From: Patrick McManus <pmcmanus@mozilla.com>
Date: Thu, 26 Jan 2012 09:04:48 -0500
To: Willy Tarreau <w@1wt.eu>
Cc: ietf-http-wg@w3.org
Message-ID: <1327586688.2052.386.camel@ds9>
[this is a resend because of a address-must-be-subscribed-to-post filter. Apologies if it hits the list twice]

Lots of great ideas on the list - good to see!

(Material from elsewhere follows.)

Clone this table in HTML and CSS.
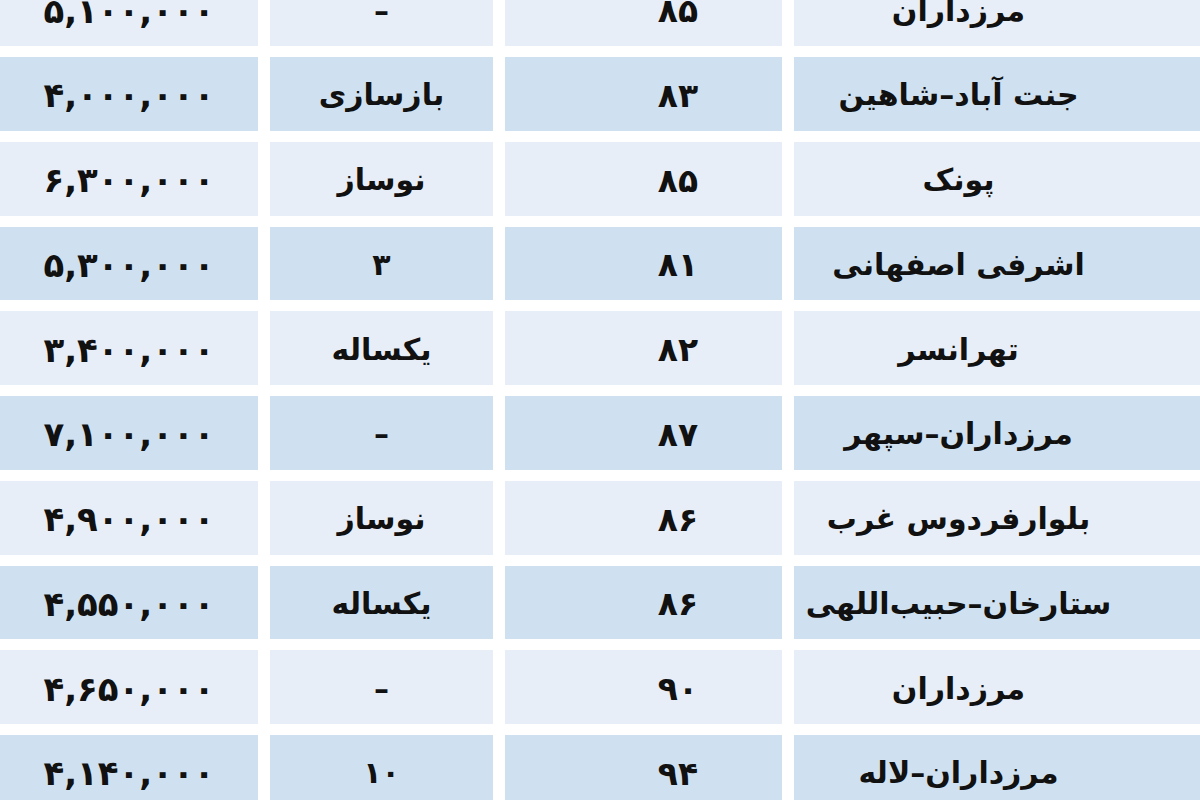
FILE: index.html
```html
<!DOCTYPE html>
<html lang="fa">
<head>
<meta charset="utf-8">
<title>جدول قیمت</title>
<link rel="stylesheet" href="styles.css">
</head>
<body>
<div class="table" dir="rtl">
  <div class="row light"><div class="cell loc">مرزداران</div><div class="cell age">۸۵</div><div class="cell kind">–</div><div class="cell price">۵,۱۰۰,۰۰۰</div></div>
  <div class="row blue"><div class="cell loc">جنت آباد–شاهین</div><div class="cell age">۸۳</div><div class="cell kind">بازسازی</div><div class="cell price">۴,۰۰۰,۰۰۰</div></div>
  <div class="row light"><div class="cell loc">پونک</div><div class="cell age">۸۵</div><div class="cell kind">نوساز</div><div class="cell price">۶,۳۰۰,۰۰۰</div></div>
  <div class="row blue"><div class="cell loc">اشرفی اصفهانی</div><div class="cell age">۸۱</div><div class="cell kind">۳</div><div class="cell price">۵,۳۰۰,۰۰۰</div></div>
  <div class="row light"><div class="cell loc">تهرانسر</div><div class="cell age">۸۲</div><div class="cell kind">یکساله</div><div class="cell price">۳,۴۰۰,۰۰۰</div></div>
  <div class="row blue"><div class="cell loc">مرزداران–سپهر</div><div class="cell age">۸۷</div><div class="cell kind">–</div><div class="cell price">۷,۱۰۰,۰۰۰</div></div>
  <div class="row light"><div class="cell loc">بلوارفردوس غرب</div><div class="cell age">۸۶</div><div class="cell kind">نوساز</div><div class="cell price">۴,۹۰۰,۰۰۰</div></div>
  <div class="row blue"><div class="cell loc">ستارخان–حبیب‌اللهی</div><div class="cell age">۸۶</div><div class="cell kind">یکساله</div><div class="cell price">۴,۵۵۰,۰۰۰</div></div>
  <div class="row light"><div class="cell loc">مرزداران</div><div class="cell age">۹۰</div><div class="cell kind">–</div><div class="cell price">۴,۶۵۰,۰۰۰</div></div>
  <div class="row blue"><div class="cell loc">مرزداران–لاله</div><div class="cell age">۹۴</div><div class="cell kind">۱۰</div><div class="cell price">۴,۱۴۰,۰۰۰</div></div>
</div>
</body>
</html>
```
FILE: styles.css
```css
html, body {
  margin: 0;
  padding: 0;
  background: #ffffff;
  overflow: hidden;
}
body {
  width: 1200px;
  height: 800px;
  font-family: "DejaVu Sans", "Noto Sans", sans-serif;
  font-weight: bold;
  color: #111111;
}
.table {
  display: flex;
  flex-direction: column;
  gap: 11px;
  margin-top: -27.75px;
}
.row {
  display: grid;
  grid-template-columns: 1fr 277px 223px 258px;
  column-gap: 12px;
  height: 73.75px;
}
.cell {
  display: flex;
  align-items: center;
  justify-content: center;
  font-size: 30px;
  line-height: 1;
  padding-top: 3px;
}
.light .cell { background: #e8eef7; }
.blue .cell { background: #cfe1f1; }
.loc { padding-right: 77px; }
.age { padding-left: 69px; font-size: 33px; }
.price { font-size: 34px; direction: ltr; }
```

On Wed, 2012-01-25 at 14:58 +0100, Willy Tarreau wrote:
> On Wed, Jan 25, 2012 at 08:54:20AM -0500, Patrick McManus wrote:
> > On Wed, 2012-01-25 at 09:12 +0000, Poul-Henning Kamp wrote:
> > > , for instance
> > >      by putting a blank line between them.
> > 
> > and another smuggling attack is born :)
> 
> Not necessarily if the places are mandatory. You must always have exactly
> 2 blank lines in a request and the problem is over.
> 

Of course, depending on what was added, you may receive that injected
data and interpret it as a correct request with exactly 2 blank lines
followed by a bunch of garbage (or perhaps even a second valid request
if the smuggle was particularly good). Things separated by newlines (or
CRLF, or maybe LFCR) are just not a robust enough design. (and of course
implementations should not allow injections of sentinels - but it
happens all the time which is reason enough to not base your framing
around them).

and of course users of text based protocols will insist on 'be liberal
in what you receive' and the problem is back on in full. Heck - see
https://bugzilla.mozilla.org/show_bug.cgi?id=719256 .. in that bug I'm
asked to be liberal in receiving a *negative content-length*.

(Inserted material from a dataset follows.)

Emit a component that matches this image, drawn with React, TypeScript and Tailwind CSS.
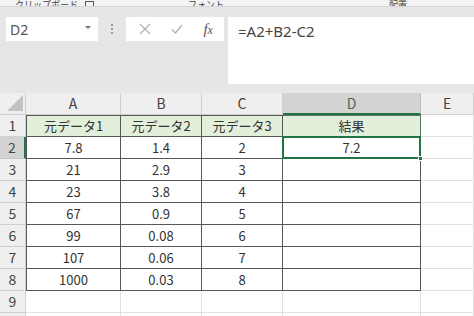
import { ReactNode } from "react";

const cols = ["A", "B", "C", "D", "E"];
const widths = "grid-cols-[26px_95px_81px_81px_138px_53px]";

const rows: string[][] = [
  ["元データ1", "元データ2", "元データ3", "結果"],
  ["7.8", "1.4", "2", "7.2"],
  ["21", "2.9", "3", ""],
  ["23", "3.8", "4", ""],
  ["67", "0.9", "5", ""],
  ["99", "0.08", "6", ""],
  ["107", "0.06", "7", ""],
  ["1000", "0.03", "8", ""],
];

const font = { fontFamily: '"Noto Sans CJK JP", "Noto Sans", sans-serif' };

const Cell = ({ className, children }: { className: string; children?: ReactNode }) => (
  <div className={"h-[22px] flex items-center justify-center text-[13px] text-[#333] " + className}>{children}</div>
);

export default function App() {
  return (
    <div className="w-[474px] h-[316px] overflow-hidden bg-white" style={font}>
      {/* ribbon group labels, cut off at the top */}
      <div className="h-[7px] overflow-hidden bg-[#f3f3f3] border-b border-[#d6d6d6] flex items-end text-[9px] text-[#444] leading-[10px]">
        <span className="ml-[15px] -mb-[4px]">クリップボード</span>
        <span className="ml-[7px] -mb-[4px] w-[9px] h-[9px] border border-[#555]" />
        <span className="ml-[94px] -mb-[4px]">フォント</span>
        <span className="ml-[165px] -mb-[4px]">配置</span>
      </div>

      {/* name box + formula bar */}
      <div className="h-[86px] bg-[#e6e6e6] flex items-start pt-[10px] pl-[6px]">
        <div className="w-[92px] h-[24px] bg-white flex items-center justify-between pl-[4px] pr-[7px]">
          <span className="text-[14px] text-[#555]" style={{ fontFamily: '"Noto Sans", sans-serif' }}>D2</span>
          <span className="w-0 h-0 border-l-[3px] border-r-[3px] border-t-[3px] border-l-transparent border-r-transparent border-t-[#777] -mt-[4px]" />
        </div>
        <div className="w-[28px] h-[24px] flex flex-col items-center justify-center gap-[2px]">
          <span className="w-[2px] h-[2px] bg-[#9a9a9a]" />
          <span className="w-[2px] h-[2px] bg-[#9a9a9a]" />
          <span className="w-[2px] h-[2px] bg-[#9a9a9a]" />
        </div>
        <div className="w-[98px] h-[24px] bg-white flex items-center justify-around px-[4px]">
          <svg width="12" height="12" viewBox="0 0 12 12" className="ml-[2px]">
            <path d="M1 1L11 11M11 1L1 11" stroke="#b0b0b0" strokeWidth="1.2" />
          </svg>
          <svg width="12" height="10" viewBox="0 0 12 10" className="ml-[6px]">
            <path d="M1 5.5L4.5 9L11 1" stroke="#b0b0b0" strokeWidth="1.3" fill="none" />
          </svg>
          <span className="italic text-[15px] text-[#555] ml-[6px]" style={{ fontFamily: '"Liberation Serif", serif' }}>
            f<span className="text-[12px]">x</span>
          </span>
        </div>
        <div className="ml-[4px] flex-1 h-[67px] bg-white pl-[10px] pt-[1px]">
          <span className="text-[15px] text-[#444]" style={{ fontFamily: '"Noto Sans", sans-serif' }}>=A2+B2-C2</span>
        </div>
      </div>

      {/* sheet */}
      <div className={"grid " + widths}>
        <div className="h-[22px] bg-[#efefef] border-r border-b border-[#d0d0d0] flex items-end justify-end pr-[2px] pb-[3px]">
          <svg width="16" height="16" viewBox="0 0 16 16">
            <path d="M16 0L16 16L0 16Z" fill="#c2c2c2" />
          </svg>
        </div>
        {cols.map((c) =>
          c === "D" ? (
            <div key={c} className="h-[22px] bg-[#d3d3d3] border-r border-[#bdbdbd] border-b-2 border-b-[#217346] flex items-center justify-center text-[14px] text-[#4a6b56]">
              {c}
            </div>
          ) : (
            <div key={c} className="h-[22px] bg-[#efefef] border-r border-b border-[#d0d0d0] flex items-center justify-center text-[14px] text-[#444]">
              {c}
            </div>
          )
        )}

        {Array.from({ length: 10 }, (_, i) => {
          const n = i + 1;
          const data = rows[i];
          const inTable = !!data;
          return [
            <div
              key={"h" + n}
              className={
                "h-[22px] flex items-center justify-center text-[14px] text-[#444] " +
                (n === 2
                  ? "bg-[#d3d3d3] border-b border-[#c4c4c4] border-r-2 border-r-[#217346]"
                  : "bg-[#efefef] border-r border-b border-[#d0d0d0]")
              }
            >
              {n}
            </div>,
            ...[0, 1, 2, 3].map((j) => {
              if (!inTable)
                return <Cell key={n + "-" + j} className="border-r border-b border-[#e1e1e1]" />;
              let cls = "border-r border-b border-[#585858]";
              if (j === 0) cls += " border-l";
              if (n === 1) cls += " bg-[#e2efda] border-t";
              if (n === 1 && j === 3) cls = "bg-[#e2efda] border-[#4f7a5e] border-r border-t border-b";
              if (n === 2 && j === 3)
                return (
                  <div key={n + "-" + j} className="relative h-[22px] flex items-center justify-center text-[13px] text-[#333] border-r border-b border-[#585858]">
                    {data[j]}
                    <div className="absolute -top-[1px] -left-[1px] -right-[1px] -bottom-[1px] border-2 border-[#217346]" />
                    <div className="absolute -right-[3px] -bottom-[3px] w-[5px] h-[5px] bg-[#217346] border border-white" />
                  </div>
                );
              return (
                <Cell key={n + "-" + j} className={cls}>
                  {data[j]}
                </Cell>
              );
            }),
            <Cell key={n + "-E"} className={"border-r border-b border-[#e1e1e1]"} />,
          ];
        })}
      </div>
    </div>
  );
}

The question users ask is not "is that disallowed by the spec", it is
"is there a way to possibly squint hard enough and see the data I want
to see - if so do it." we all know that.

The binary length delimiters used in SPDY (for header names, values, and
chunk lengths) are great because they are unambiguous as well as MUCH
cheaper to parse. I'm obviously working on clients now, but when I was
doing high volume intermediaries I spent way too many CPU cycles
scanning the input stream looking for various forms of newlines, colons,
quotation marks, and parsing request headers - I love what a quick
binary length index does to improve that problem, but the real advantage
is that the framing is much more resilient.

I'm unmoved by the inevitable arguments that its too hard to manage a
binary protocol in <language of your choice>. We already have serious
counter examples in node.js, python, and ruby.

here are a couple of other fun classes of bugs that we can avoid
repeating by being less expressive on such basic items as delimiters:

parser doesn't consider the infinite range of length values expressed as
text (I've seen this one a half dozen times over the years) --
http://services.netscreen.com/documentation/signatures/HTTP%3AOVERFLOW%
3ACHUNK-LEN-OFLOW.html

complicated chunk-length definition with extension lists leads to bugs
in parsers -- 
http://lists.ximian.com/pipermail/mono-bugs/2010-April/099471.html

But seriously, this is just a minor sideshow. My experience with SPDY's
header handling and message delimits has simply proven itself to me in
practice - cheap and reliable to work with and compression rates >= 90%
using small memory-friendly windows. It even has a mechanism for
connection-wide headers (the settings frame). Comapred to HTTP/1 it is a
real pleasure. Those bits are not the interesting part of the work in
front of us imo.

The interesting parts to me are transaction (re-)prioritization, push
semantics (and caching related issues), flow control, good rules around
ip pooling especially involving credentials, caching, bandwidth
utilization and congestion responsiveness (especially against real time
flows), and an upgrade/alternate-protocol mechanism from plaintext http.

-Patrick
Received on Thursday, 26 January 2012 14:05:36 UTC